Head of Legal, Risk and Compliance

Sarah is a lawyer with over 20 years’ experience in the financial services arena across a range of roles, structures and asset classes.

She is a Chartered Company Secretary and has acted as Company Secretary to a number of listed property funds.

Sarah has been head of compliance for a number of listed property funds. She has been a member of investment committees and provided support to audit, risk, and compliance committees as well as remuneration and nomination committees.

Sarah has experience in structuring complex capital markets transactions in domestic and overseas jurisdictions (primarily debt, securitisation and collaterised debt structures) and has worked closely with management on a number of fund management products for wholesale and retail investors.

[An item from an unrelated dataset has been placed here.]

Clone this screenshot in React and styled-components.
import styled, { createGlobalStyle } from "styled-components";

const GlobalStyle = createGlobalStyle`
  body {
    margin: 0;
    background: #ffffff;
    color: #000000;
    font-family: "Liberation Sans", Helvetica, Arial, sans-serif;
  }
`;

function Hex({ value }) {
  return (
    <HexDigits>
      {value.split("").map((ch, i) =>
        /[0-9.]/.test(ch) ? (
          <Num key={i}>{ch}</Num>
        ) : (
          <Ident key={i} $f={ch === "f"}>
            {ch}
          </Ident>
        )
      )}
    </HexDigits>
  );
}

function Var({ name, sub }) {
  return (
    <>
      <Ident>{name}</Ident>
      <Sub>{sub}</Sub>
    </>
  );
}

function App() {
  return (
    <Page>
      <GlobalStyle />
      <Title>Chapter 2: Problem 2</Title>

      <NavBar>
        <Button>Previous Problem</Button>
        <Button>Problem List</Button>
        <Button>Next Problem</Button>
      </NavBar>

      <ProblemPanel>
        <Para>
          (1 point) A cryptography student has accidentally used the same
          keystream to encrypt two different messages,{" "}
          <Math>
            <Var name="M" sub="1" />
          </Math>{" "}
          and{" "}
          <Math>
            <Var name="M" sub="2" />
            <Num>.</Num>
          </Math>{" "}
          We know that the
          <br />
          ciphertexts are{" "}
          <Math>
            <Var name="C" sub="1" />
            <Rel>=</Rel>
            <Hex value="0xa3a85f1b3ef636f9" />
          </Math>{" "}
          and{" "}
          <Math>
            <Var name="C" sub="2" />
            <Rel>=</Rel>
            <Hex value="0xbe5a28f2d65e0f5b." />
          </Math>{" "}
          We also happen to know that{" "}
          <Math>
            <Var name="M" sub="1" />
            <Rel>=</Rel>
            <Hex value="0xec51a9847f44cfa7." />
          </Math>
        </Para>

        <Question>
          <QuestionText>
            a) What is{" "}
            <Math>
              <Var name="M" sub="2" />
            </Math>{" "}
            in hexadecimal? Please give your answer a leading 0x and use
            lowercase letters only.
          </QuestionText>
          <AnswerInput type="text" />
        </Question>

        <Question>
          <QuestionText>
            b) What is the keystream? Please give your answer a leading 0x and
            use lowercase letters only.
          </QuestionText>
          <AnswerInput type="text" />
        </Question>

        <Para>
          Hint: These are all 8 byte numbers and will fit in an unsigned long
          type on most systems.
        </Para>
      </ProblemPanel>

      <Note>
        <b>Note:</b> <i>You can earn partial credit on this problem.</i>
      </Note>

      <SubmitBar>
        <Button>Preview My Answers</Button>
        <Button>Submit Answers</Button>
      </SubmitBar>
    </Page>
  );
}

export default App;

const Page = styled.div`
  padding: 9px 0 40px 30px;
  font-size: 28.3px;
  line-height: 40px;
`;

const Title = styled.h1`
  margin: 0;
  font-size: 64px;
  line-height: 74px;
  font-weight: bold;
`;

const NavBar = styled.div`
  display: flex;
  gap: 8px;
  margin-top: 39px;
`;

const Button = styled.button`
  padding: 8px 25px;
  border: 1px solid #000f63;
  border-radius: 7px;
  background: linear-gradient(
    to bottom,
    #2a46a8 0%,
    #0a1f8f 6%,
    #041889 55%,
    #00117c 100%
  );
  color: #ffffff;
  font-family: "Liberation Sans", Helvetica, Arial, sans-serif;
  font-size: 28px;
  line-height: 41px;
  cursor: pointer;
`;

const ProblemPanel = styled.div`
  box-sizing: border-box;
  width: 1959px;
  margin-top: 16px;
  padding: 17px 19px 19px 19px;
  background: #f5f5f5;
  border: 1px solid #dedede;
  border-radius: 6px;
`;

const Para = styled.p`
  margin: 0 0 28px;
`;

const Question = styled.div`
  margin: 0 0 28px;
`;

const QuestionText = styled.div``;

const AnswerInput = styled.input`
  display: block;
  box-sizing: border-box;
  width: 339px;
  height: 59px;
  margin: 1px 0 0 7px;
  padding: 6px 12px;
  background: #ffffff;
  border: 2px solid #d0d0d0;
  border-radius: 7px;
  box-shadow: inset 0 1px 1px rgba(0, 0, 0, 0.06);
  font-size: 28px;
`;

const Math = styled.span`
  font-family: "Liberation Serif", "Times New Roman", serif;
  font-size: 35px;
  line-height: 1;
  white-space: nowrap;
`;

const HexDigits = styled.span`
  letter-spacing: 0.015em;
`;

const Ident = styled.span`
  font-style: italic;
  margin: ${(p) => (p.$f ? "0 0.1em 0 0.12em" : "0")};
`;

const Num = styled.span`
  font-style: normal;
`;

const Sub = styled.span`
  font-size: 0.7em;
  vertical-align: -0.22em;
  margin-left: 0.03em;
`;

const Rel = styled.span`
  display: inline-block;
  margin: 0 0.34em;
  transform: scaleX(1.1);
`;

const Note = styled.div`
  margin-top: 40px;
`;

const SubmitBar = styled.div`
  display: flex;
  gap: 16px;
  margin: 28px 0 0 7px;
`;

Sarah holds a Bachelor of Laws from Bristol University (Honours) and holds a current NSW practising certificate.

Frank Tearle

Founder & Chief Executive Officer

Frank co-founded One Investment Group in 2009, and since December 2018 has acted as its chief executive officer. 

Before founding One Investment Group, Frank spent 6 years working at a structured finance and funds management business.  He held a variety roles including  General Counsel, a fund manager of two funds and interim head of the Hong Kong office. 

Prior to this corporate experience, Frank was a practicing lawyer with more than 10 years’ experience working in major law firms in Australia and the United Kingdom, specialising in mergers and acquisitions, capital markets, funds management and corporate governance. 

Frank has been a non-executive director of several companies, including the corporate manager of a Singapore listed property trust and an APRA regulated insurance company. 

Frank has a Masters in International Business Law from the University of Technology, Sydney and a Bachelor of Law (with Honours) from the University of Leicester.